Large-Scale Optimization for Machine Learning

Mher Safaryan (Institute of Science and Technology Austria (ISTA))
March 10, 2025 — 15:00 — "new L2S location (IBM building), Room Hopper (Third floor)" (and Teams)

Abstract

Mathematical optimization is one of the critical drivers of the success of current machine learning, where the goal is to minimize the error associated with the machine learning model using a given training data by optimizing the parameters of that model. In the quest for high-accuracy machine learning models (such as deep neural networks), both the size of the model and the amount of data necessary to train the model have hugely increased over time. This has led to massive computational and energy costs for training and deploying such models. In this talk, I will present my research on addressing these scaling challenges, which can be categorized into data scaling and model scaling.

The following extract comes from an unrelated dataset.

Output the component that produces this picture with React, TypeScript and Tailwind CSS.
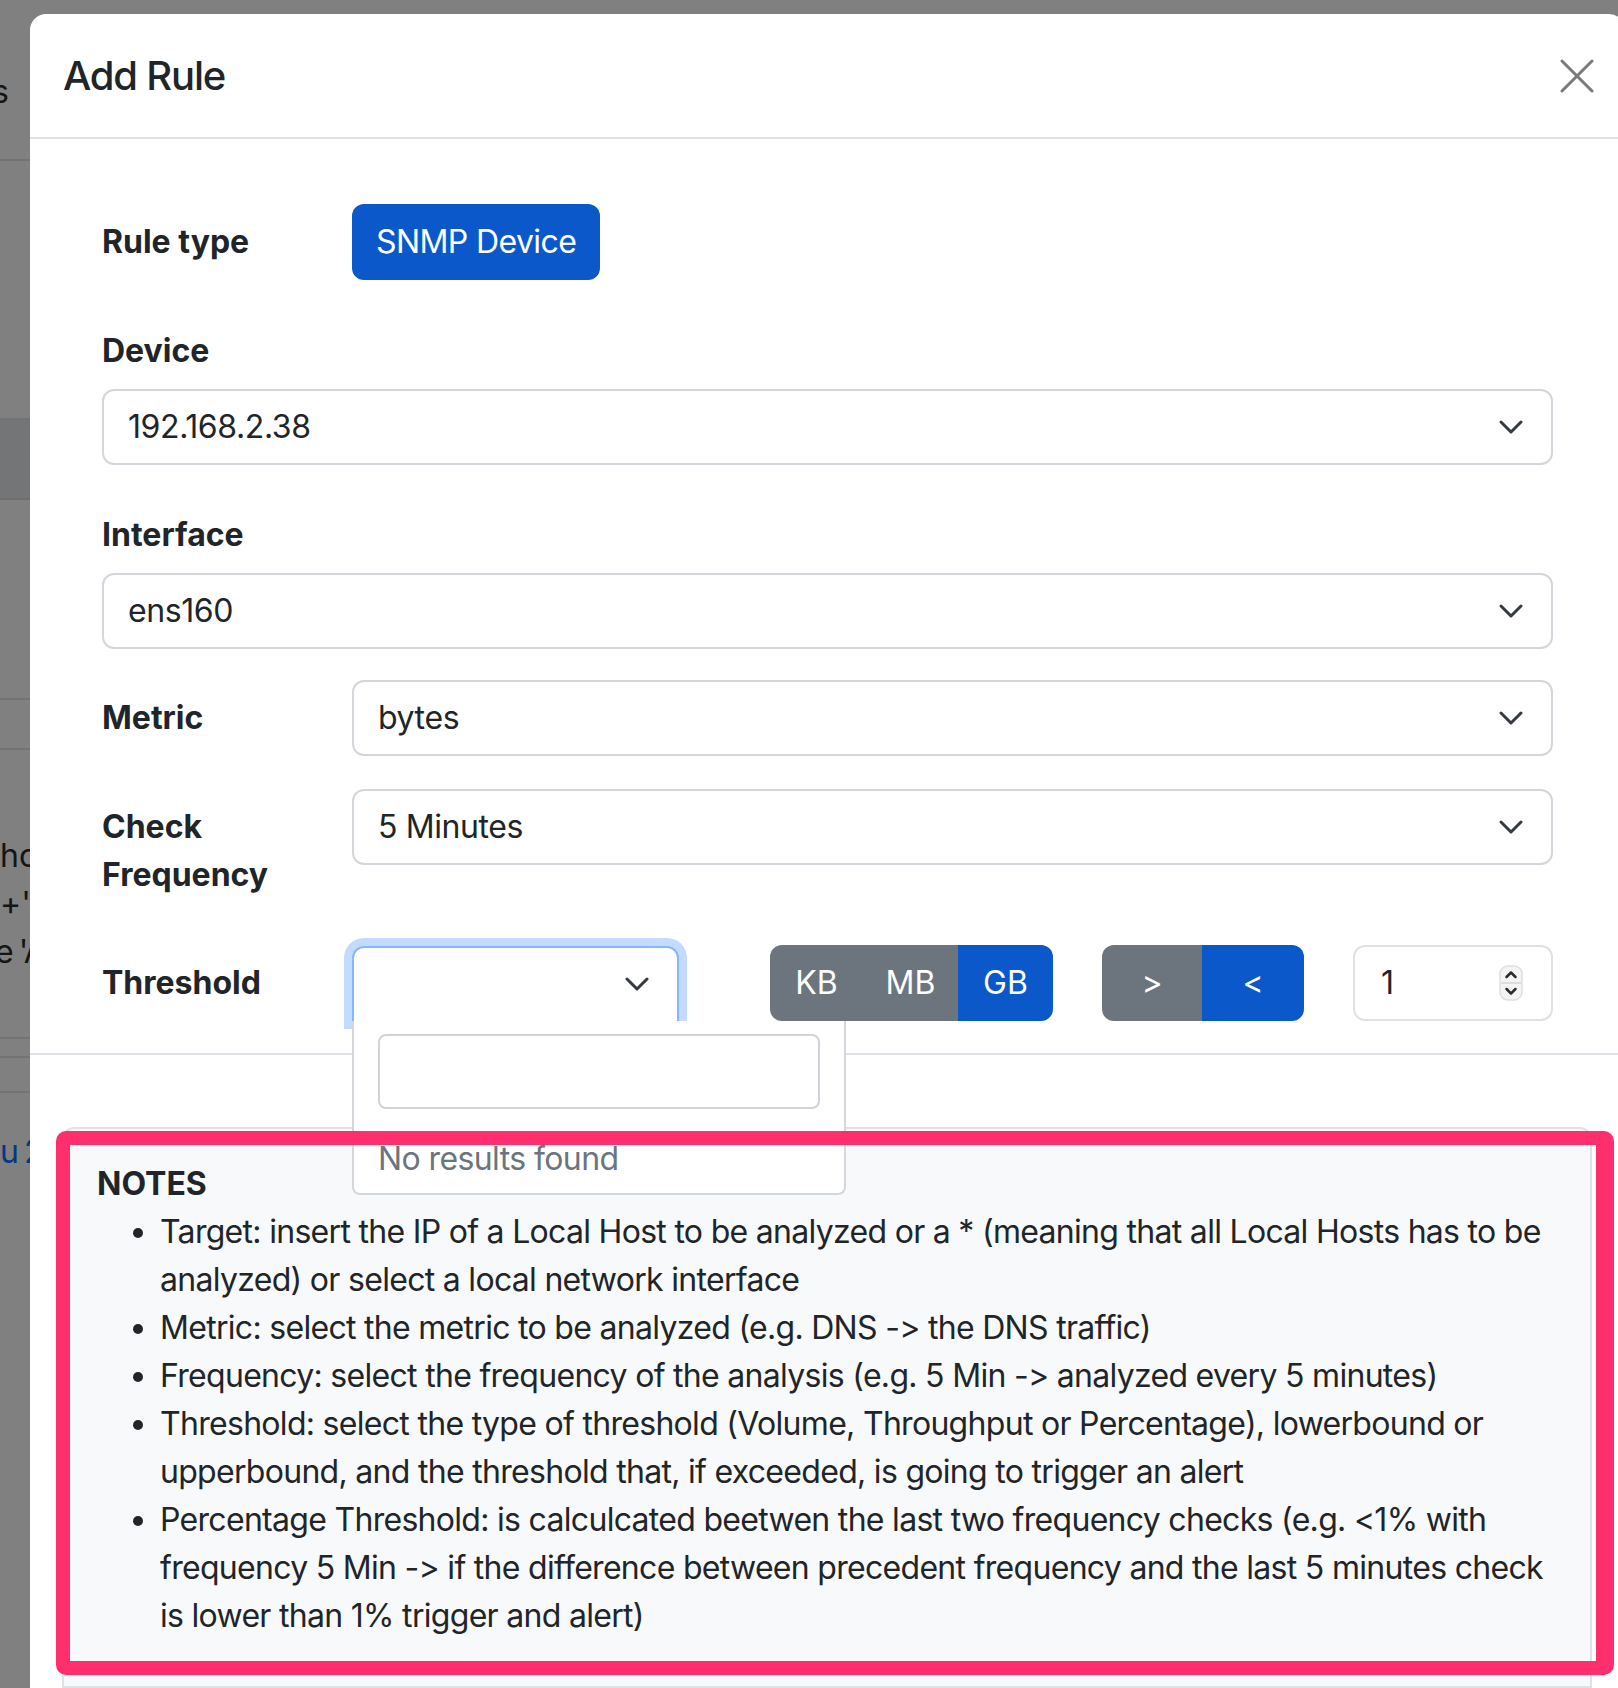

For data scaling, efficiently handling large-scale data requires distributed optimization and federated learning, where training data is spread across multiple machines, and training is performed in a distributed fashion. However, communication or synchronization between compute nodes becomes a major bottleneck, limiting scalability. To mitigate this issue, I will discuss communication-efficient distributed algorithms based on lossy compression, multiple local updates, and asynchronous communication. For model scaling, I will discuss optimization techniques aimed at reducing memory consumption throughout the entire training process by compressing optimizer states. Additionally, I will discuss post-training model compression methods such as distillation, quantization, and pruning, which improve the efficiency of large-scale model deployment.